Originally Posted by 02Pilot
I just devved my first roll shot with my new-to-me (but in absolutely beat-up condition with decent glass) Industar 61.
The industar was £5.50, and comparing it to my also-new-to-me $450 Nokton 40/1.4, the images certainly do look rather similar (except of course the FOV and faster aperture)
An awful lot of electrons were terribly inconvenienced in the making of this post.
You can be very lucky with any Jupiter lens. I own a J-8 and J-12 resp. F/2,0-50mm ; F/2,8-35mm and to be honest the difference between my Leica F/2,0-50mm Summicron and J-8 is not that big .......
And also that little J-12 has amazing optics.
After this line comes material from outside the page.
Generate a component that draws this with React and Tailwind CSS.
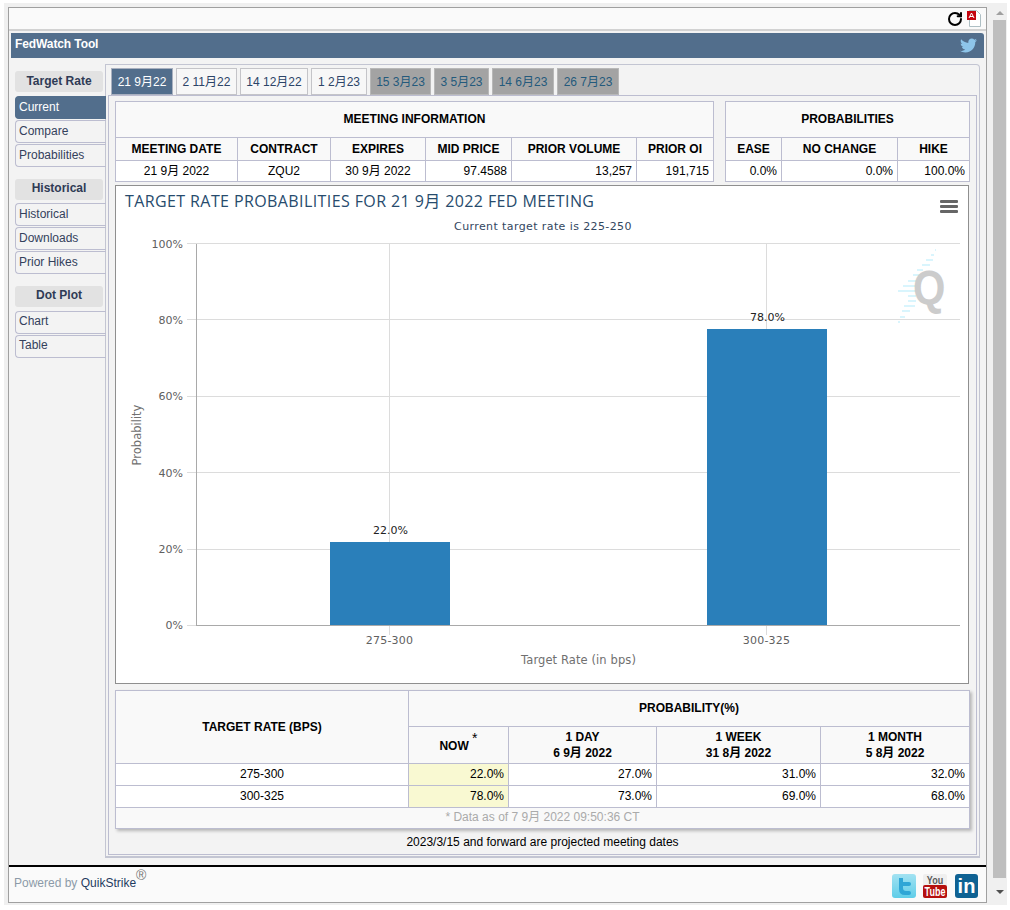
import { RotateCw } from "lucide-react";
import { FaTwitter } from "react-icons/fa";

const LINE = "border-[#bcbdd0]";

const TABS = [
  { label: "21 9月22", w: "w-[62px]", active: true },
  { label: "2 11月22", w: "w-[61px]" },
  { label: "14 12月22", w: "w-[68px]" },
  { label: "1 2月23", w: "w-[56px]" },
  { label: "15 3月23", w: "w-[61px]", off: true },
  { label: "3 5月23", w: "w-[55px]", off: true },
  { label: "14 6月23", w: "w-[62px]", off: true },
  { label: "26 7月23", w: "w-[62px]", off: true },
];

const NAV = [
  { title: "Target Rate", head: "mb-1 pb-[2px]", items: ["Current", "Compare", "Probabilities"] },
  { title: "Historical", head: "mb-[3px] pb-1", items: ["Historical", "Downloads", "Prior Hikes"] },
  { title: "Dot Plot", head: "mb-1 pb-1", items: ["Chart", "Table"] },
];

function SideNav() {
  return (
    <div className="relative z-10 -mr-px flex w-[97px] shrink-0 flex-col pt-[7px] pl-[6px]">
      {NAV.map((g) => (
        <div key={g.title} className="mb-[11px]">
          <div className={"mr-[3px] flex h-[21px] w-[88px] items-center justify-center rounded-[3px] bg-[#e2e2e2] text-xs font-bold text-[#2f3b55] " + g.head}>
            {g.title}
          </div>
          {g.items.map((it) => (
            <div
              key={it}
              className={
                "mb-px flex h-[23px] items-center rounded-l-[4px] border border-r-0 pl-[3px] text-xs " +
                (it === "Chart" || it === "Table" ? "pb-1 " : "pb-[2px] ") +
                (it === "Current"
                  ? "border-[#526e8c] bg-[#526e8c] text-white"
                  : LINE + " text-[#33415c]")
              }
            >
              {it}
            </div>
          ))}
        </div>
      ))}
    </div>
  );
}

function Th({ children, className = "", ...rest }) {
  return (
    <th {...rest} className={"border " + LINE + " bg-[#f9f9f9] p-0 text-center text-xs font-bold text-black " + className}>
      {children}
    </th>
  );
}

function Td({ children, className = "bg-white", align = "text-right pr-1" }) {
  return <td className={"border " + LINE + " p-0 text-xs text-black " + align + " " + className}>{children}</td>;
}

function InfoTables() {
  return (
    <div className="flex justify-between pr-[6px] pl-[6px]">
      <table className="w-[598px] table-fixed border-collapse">
        <colgroup>
          <col className="w-[122px]" />
          <col className="w-[93px]" />
          <col className="w-[95px]" />
          <col className="w-[86px]" />
          <col className="w-[125px]" />
          <col className="w-[77px]" />
        </colgroup>
        <tbody>
          <tr className="h-[36px]">
            <Th colSpan={6} className="pb-[2px]">MEETING INFORMATION</Th>
          </tr>
          <tr className="h-[23px]">
            {["MEETING DATE", "CONTRACT", "EXPIRES", "MID PRICE", "PRIOR VOLUME", "PRIOR OI"].map((h) => (
              <Th key={h}>{h}</Th>
            ))}
          </tr>
          <tr className="h-[21px]">
            <Td align="text-center">21 9月 2022</Td>
            <Td align="text-center">ZQU2</Td>
            <Td align="text-center">30 9月 2022</Td>
            <Td>97.4588</Td>
            <Td>13,257</Td>
            <Td>191,715</Td>
          </tr>
        </tbody>
      </table>
      <table className="w-[244px] table-fixed border-collapse">
        <colgroup>
          <col className="w-[56px]" />
          <col className="w-[116px]" />
          <col className="w-[72px]" />
        </colgroup>
        <tbody>
          <tr className="h-[36px]">
            <Th colSpan={3} className="pb-[2px]">PROBABILITIES</Th>
          </tr>
          <tr className="h-[23px]">
            <Th>EASE</Th>
            <Th>NO CHANGE</Th>
            <Th>HIKE</Th>
          </tr>
          <tr className="h-[21px]">
            <Td>0.0%</Td>
            <Td>0.0%</Td>
            <Td>100.0%</Td>
          </tr>
        </tbody>
      </table>
    </div>
  );
}

const STREAK = [
  [819, 820, 64], [815, 818, 69], [810, 817, 74], [806, 814, 79], [801, 807, 84],
  [797, 804, 89], [792, 801, 95], [787, 800, 100], [782, 800, 105], [792, 800, 110],
  [792, 800, 115], [788, 799, 120], [786, 794, 125], [784, 789, 131], [782, 784, 136],
];

// value, grid line y, label baseline y
const TICKS = [
  [0, 439.5, 443],
  [20, 363.5, 367],
  [40, 286.5, 291],
  [60, 210.5, 214],
  [80, 133.5, 138],
  [100, 57.5, 62],
];

function Chart() {
  return (
    <div className="mt-[3px] ml-[6px] h-[499px] w-[854px] border border-[#8f8f8f] bg-white">
      <svg width="852" height="497" className="block font-['DejaVu_Sans','Noto_Sans_CJK_SC',sans-serif]">
        <text x="9" y="21" fontSize="16" fill="#274b6d" className="font-['Open_Sans','Noto_Sans_CJK_SC',sans-serif]" letterSpacing="0.4">
          TARGET RATE PROBABILITIES FOR 21 9月 2022 FED MEETING
        </text>
        <text x="427" y="44" fontSize="11" fill="#33475f" textAnchor="middle" letterSpacing="0.4">
          Current target rate is 225-250
        </text>

        {TICKS.map(([t, line, label]) => (
          <g key={t}>
            <line x1="71" x2={t > 0 ? 844 : 81} y1={line} y2={line} stroke="#dcdcdc" />
            <text x="67" y={label} fontSize="11" fill="#606060" textAnchor="end">
              {t}%
            </text>
          </g>
        ))}
        <line x1="273.5" x2="273.5" y1="58" y2="449" stroke="#dcdcdc" />
        <line x1="650.5" x2="650.5" y1="58" y2="449" stroke="#dcdcdc" />
        <line x1="80.5" x2="80.5" y1="58" y2="440" stroke="#a9a9a9" />
        <line x1="81" x2="844" y1="439.5" y2="439.5" stroke="#a9a9a9" />

        <rect x="214" y="356" width="120" height="83" fill="#2a7fba" />
        <rect x="591" y="143" width="120" height="296" fill="#2a7fba" />
        <text x="274.5" y="348" fontSize="11" fill="#222222" textAnchor="middle">22.0%</text>
        <text x="651.5" y="135" fontSize="11" fill="#222222" textAnchor="middle">78.0%</text>

        <text x="273.5" y="458" fontSize="11" fill="#606060" textAnchor="middle" letterSpacing="0.2">275-300</text>
        <text x="650.5" y="458" fontSize="11" fill="#606060" textAnchor="middle" letterSpacing="0.2">300-325</text>
        <text x="462.5" y="478" fontSize="11.5" fill="#707070" textAnchor="middle" letterSpacing="0.1">Target Rate (in bps)</text>
        <text transform="translate(25 249) rotate(-90)" fontSize="11.5" fill="#707070" textAnchor="middle">Probability</text>

        {/* menu button */}
        <rect x="824" y="14" width="18" height="3" rx="1" fill="#666666" />
        <rect x="824" y="19" width="18" height="3" rx="1" fill="#666666" />
        <rect x="824" y="24" width="18" height="3" rx="1" fill="#666666" />

        {/* watermark */}
        {STREAK.map(([a, b, c]) => (
          <line key={c} x1={a} x2={b} y1={c} y2={c} stroke="#cdf2fc" strokeWidth="1.5" />
        ))}
        <text transform="translate(797 118) scale(0.85 1)" fontSize="49" fontWeight="700" fill="#cccccc" className="font-['Liberation_Sans',sans-serif]">
          Q
        </text>
      </svg>
    </div>
  );
}

function RateTable() {
  const rows = [
    ["275-300", "22.0%", "27.0%", "31.0%", "32.0%"],
    ["300-325", "78.0%", "73.0%", "69.0%", "68.0%"],
  ];
  return (
    <table className="mt-[6px] ml-[6px] w-[854px] table-fixed border-collapse shadow-[2px_2px_3px_rgba(0,0,0,0.25)]">
      <colgroup>
        <col className="w-[293px]" />
        <col className="w-[100px]" />
        <col className="w-[148px]" />
        <col className="w-[164px]" />
        <col className="w-[149px]" />
      </colgroup>
      <tbody>
        <tr className="h-[36px]">
          <Th rowSpan={2}>TARGET RATE (BPS)</Th>
          <Th colSpan={4} className="pb-[2px]">PROBABILITY(%)</Th>
        </tr>
        <tr className="h-[37px]">
          <Th>
            NOW <sup className="text-sm font-normal">*</sup>
          </Th>
          <Th>1 DAY<br />6 9月 2022</Th>
          <Th>1 WEEK<br />31 8月 2022</Th>
          <Th>1 MONTH<br />5 8月 2022</Th>
        </tr>
        {rows.map((r) => (
          <tr key={r[0]} className="h-[22px]">
            <Td align="text-center pb-[2px]">{r[0]}</Td>
            <Td align="text-right pr-1 pb-[2px]" className="bg-[#f9f9d2]">{r[1]}</Td>
            <Td align="text-right pr-1 pb-[2px]">{r[2]}</Td>
            <Td align="text-right pr-1 pb-[2px]">{r[3]}</Td>
            <Td align="text-right pr-1 pb-[2px]">{r[4]}</Td>
          </tr>
        ))}
        <tr className="h-[21px]">
          <td colSpan={5} className={"border " + LINE + " bg-[#f9f9f9] p-0 pb-[2px] text-center text-xs text-[#aaaaaa]"}>
            * Data as of 7 9月 2022 09:50:36 CT
          </td>
        </tr>
      </tbody>
    </table>
  );
}

function Tabs() {
  return (
    <div className="flex h-[30px] gap-[3px] pt-[3px] pl-[5px]">
      {TABS.map((t) => (
        <div
          key={t.label}
          className={
            "flex h-[27px] items-center justify-center border text-xs " + t.w + " " +
            (t.active
              ? "border-[#a9b0bf] bg-[#526e8c] text-white"
              : t.off
                ? "border-[#b8b8b8] bg-[#a3a3a3] text-[#245a7c]"
                : "border-[#c4c4c8] bg-[#f7f7f7] text-[#2c4468]")
          }
        >
          {t.label}
        </div>
      ))}
    </div>
  );
}

function SocialIcons() {
  return (
    <div className="flex gap-[7px] pt-[7px] pr-2">
      <svg width="24" height="24" viewBox="0 0 24 24">
        <defs>
          <linearGradient id="tw" x1="0" y1="0" x2="0" y2="1">
            <stop offset="0" stopColor="#a2e2f2" />
            <stop offset="1" stopColor="#5fcde8" />
          </linearGradient>
        </defs>
        <rect width="24" height="24" rx="3" fill="url(#tw)" />
        <path d="M7 4 h4 v4 h6 q2 0 2 2 t-2 2 h-6 v2 q0 3 3 3 h3 q2 0 2 2 t-2 2 h-4 q-6 0 -6 -6 z" fill="#2fa6d6" />
      </svg>
      <svg width="24" height="24" viewBox="0 0 24 24" className="font-['Liberation_Sans',sans-serif]">
        <rect width="24" height="24" rx="2" fill="#efefef" />
        <rect y="11" width="24" height="13" rx="2" fill="#b5100f" />
        <text transform="translate(12 10) scale(1 1.3)" fontSize="9" fontWeight="700" fill="#5a5a5a" textAnchor="middle">You</text>
        <text transform="translate(12 22) scale(1 1.4)" fontSize="9" fontWeight="700" fill="#ffffff" textAnchor="middle">Tube</text>
      </svg>
      <svg width="23" height="24" viewBox="0 0 23 24" className="ml-px font-['Liberation_Sans',sans-serif]">
        <rect width="23" height="24" rx="3" fill="#0f6293" />
        <text x="11.5" y="19" fontSize="20" fontWeight="700" fill="#ffffff" textAnchor="middle">in</text>
      </svg>
    </div>
  );
}

export default function App() {
  return (
    <div className="h-[910px] w-[1010px] bg-white pt-[3px] pl-1 font-['Liberation_Sans','Noto_Sans_CJK_SC',sans-serif]">
      <div className="flex h-[902px] w-[1003px] bg-[#f0f0f0] pt-1 pl-1">
        <div className="flex h-[896px] w-[979px] shrink-0 flex-col border border-[#a0a0a0] bg-[#f3f3f3]">
          {/* toolbar */}
          <div className="flex h-[23px] shrink-0 items-center justify-end gap-[4px] border-b-2 border-[#d2d2d2] bg-[#fafafa] pr-[5px]">
            <RotateCw size={16} strokeWidth={3} className="text-black" />
            <svg width="14" height="17" viewBox="0 0 14 17">
              <path d="M2.5 .5 h7 l4 4 v12 h-11 z" fill="#ffffff" stroke="#aebfc4" />
              <rect x="0" y="1" width="9" height="9" fill="#c4040f" />
              <path d="M2 8 l2.5 -5 l2.5 5 M3 6.5 h3" fill="none" stroke="#ffffff" />
            </svg>
          </div>

          <div className="mx-[2px] mt-[2px] flex h-[25px] shrink-0 items-center justify-between rounded-tr-[3px] bg-[#526e8c] pr-[7px] pl-[4px]">
            <span className="pb-[3px] text-xs font-bold tracking-[-0.1px] text-white">FedWatch Tool</span>
            <FaTwitter size={17} className="text-[#8ec5ea]" />
          </div>

          <div className="mt-[6px] flex h-[794px] shrink-0">
            <SideNav />
            <div className="mr-[7px] h-[794px] w-[875px] shrink-0 rounded-tr-[4px] border border-b-2 border-[#c3c5d2] bg-[#f3f3f3]">
              <Tabs />
              <div className={"ml-[2px] h-[760px] w-[869px] border " + LINE + " pt-[5px]"}>
                <InfoTables />
                <Chart />
                <RateTable />
                <div className="mt-[5px] text-center text-xs text-black">
                  2023/3/15 and forward are projected meeting dates
                </div>
              </div>
            </div>
          </div>

          <div className="mt-[7px] h-[2px] shrink-0 bg-black" />
          <div className="flex flex-1 justify-between bg-[#fafafa]">
            <div className="pt-[5px] pl-[5px] text-xs text-[#8c9aa8]">
              Powered by <span className="text-[#1f3a5f]">QuikStrike</span>
              <sup className="text-sm font-light text-[#777777]">®</sup>
            </div>
            <SocialIcons />
          </div>
        </div>

        {/* scrollbar */}
        <div className="ml-[6px] flex h-[892px] w-[13px] shrink-0 flex-col items-center">
          <div className="mt-[4px] h-0 w-0 border-x-[4px] border-b-[4px] border-x-transparent border-b-[#a0a0a0]" />
          <div className="mt-[5px] h-[858px] w-[13px] bg-[#bebebe]" />
          <div className="mt-[12px] h-0 w-0 border-x-[4px] border-t-[4px] border-x-transparent border-t-[#505050]" />
        </div>
      </div>
    </div>
  );
}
They are calculated according old Zeiss lenses design. J-12 is a Biogon type with the last lens element very deep into the body hence you can not use this lens on every LTM camera. The most important thing is to use a lens hood on these type of older lenses.
Well, okay. I didn't do what I said I was going to do. I ended up buying an Industar 61 L/D. At $23 shipped for one in (reportedly) clean condition, it was too hard to pass up.
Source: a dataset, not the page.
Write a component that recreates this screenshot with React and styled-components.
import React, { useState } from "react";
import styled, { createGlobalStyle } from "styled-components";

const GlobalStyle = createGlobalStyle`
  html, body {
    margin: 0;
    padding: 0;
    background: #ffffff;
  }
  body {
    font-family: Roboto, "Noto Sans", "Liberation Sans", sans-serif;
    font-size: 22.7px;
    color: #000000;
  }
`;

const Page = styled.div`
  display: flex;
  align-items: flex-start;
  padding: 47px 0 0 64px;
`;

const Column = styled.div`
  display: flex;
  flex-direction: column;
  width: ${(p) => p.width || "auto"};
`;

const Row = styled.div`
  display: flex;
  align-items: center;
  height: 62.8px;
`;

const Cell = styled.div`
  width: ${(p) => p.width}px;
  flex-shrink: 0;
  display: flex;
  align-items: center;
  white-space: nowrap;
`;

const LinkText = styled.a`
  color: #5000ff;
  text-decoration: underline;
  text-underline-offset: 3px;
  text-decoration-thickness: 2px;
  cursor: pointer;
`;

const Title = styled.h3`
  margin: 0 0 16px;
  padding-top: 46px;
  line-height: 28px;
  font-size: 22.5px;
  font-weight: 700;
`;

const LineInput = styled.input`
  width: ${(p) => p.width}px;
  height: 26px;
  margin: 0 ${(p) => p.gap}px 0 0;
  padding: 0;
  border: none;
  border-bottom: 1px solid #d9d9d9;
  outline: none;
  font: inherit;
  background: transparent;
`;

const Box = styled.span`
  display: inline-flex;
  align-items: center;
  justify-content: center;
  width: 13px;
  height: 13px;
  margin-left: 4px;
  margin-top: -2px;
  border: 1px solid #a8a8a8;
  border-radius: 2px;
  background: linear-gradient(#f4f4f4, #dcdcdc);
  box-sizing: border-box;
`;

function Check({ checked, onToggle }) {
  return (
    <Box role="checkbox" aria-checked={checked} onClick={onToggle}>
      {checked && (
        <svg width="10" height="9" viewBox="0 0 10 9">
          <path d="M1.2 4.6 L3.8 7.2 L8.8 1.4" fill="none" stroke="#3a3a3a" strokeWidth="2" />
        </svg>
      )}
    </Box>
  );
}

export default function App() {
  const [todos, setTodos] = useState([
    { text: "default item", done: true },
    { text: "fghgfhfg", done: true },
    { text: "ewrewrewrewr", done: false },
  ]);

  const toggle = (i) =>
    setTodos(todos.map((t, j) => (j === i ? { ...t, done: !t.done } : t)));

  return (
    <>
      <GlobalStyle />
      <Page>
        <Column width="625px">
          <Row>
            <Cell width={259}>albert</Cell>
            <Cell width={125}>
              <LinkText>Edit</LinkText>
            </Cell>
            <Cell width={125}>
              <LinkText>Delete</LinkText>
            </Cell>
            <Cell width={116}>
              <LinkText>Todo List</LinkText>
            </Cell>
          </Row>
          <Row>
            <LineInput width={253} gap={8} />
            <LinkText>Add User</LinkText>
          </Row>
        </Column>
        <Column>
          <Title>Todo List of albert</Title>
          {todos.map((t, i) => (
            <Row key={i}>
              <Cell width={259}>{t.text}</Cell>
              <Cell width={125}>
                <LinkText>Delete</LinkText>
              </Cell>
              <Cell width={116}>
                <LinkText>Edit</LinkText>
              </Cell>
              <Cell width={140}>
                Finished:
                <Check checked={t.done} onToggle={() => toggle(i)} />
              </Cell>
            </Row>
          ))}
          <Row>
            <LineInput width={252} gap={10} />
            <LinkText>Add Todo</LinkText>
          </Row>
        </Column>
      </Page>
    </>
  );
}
I still plan to buy a Canon 50/f1.8, and probably something else in a 35, and in an 85 or a 90. That's down the road, though.
I think I may use the money I saved by getting an Industar to get Mark Hama to do a CLA on the P body (Peabody?)
From what research I've done, that I-61 LD can be very good. I found a comparison between the J-12 35/2.8 and a fairly recent Leitz 35, and while not identical, that Soviet Biogon stood up pretty d@mn well! I know, I've caught what might be an unhealthy fascination with Soviet lenses; I bought a J-8 for a Canon IIb that I will be restoring. I've yet to see negatives from it, but if it performs like the old Zeiss Sonnar I had I will be very happy. As for the build quality of the J-8, I'm impressed. The focussing is very smooth (without regreasing the helicoid), and there is no play in the helicoid. The fit of the lens' threads to the mount on the camera is excellent and the index lines up correctly. I had to remove enough old separated grease from the aperture mechanism to grease several of these, aperture and helicoid. I also degreased the aperture blades and blackened them with a magical marker. The internal glass surfaces had a very very stubborn lubricant haze, almost like a plasticiser haze, which I finally shifted with trichloroethane. I want to add clickstops to the aperture ring. I'll also improve the internal blacking of the lens mount. I'll sort out the focussing issue next, but I have a feeling that for the way I will be using it, it may not be an issue. This lens was made in 1975, and after inspecting the screwheads with a loupe I'm pretty sure I'm the first one to mess with it.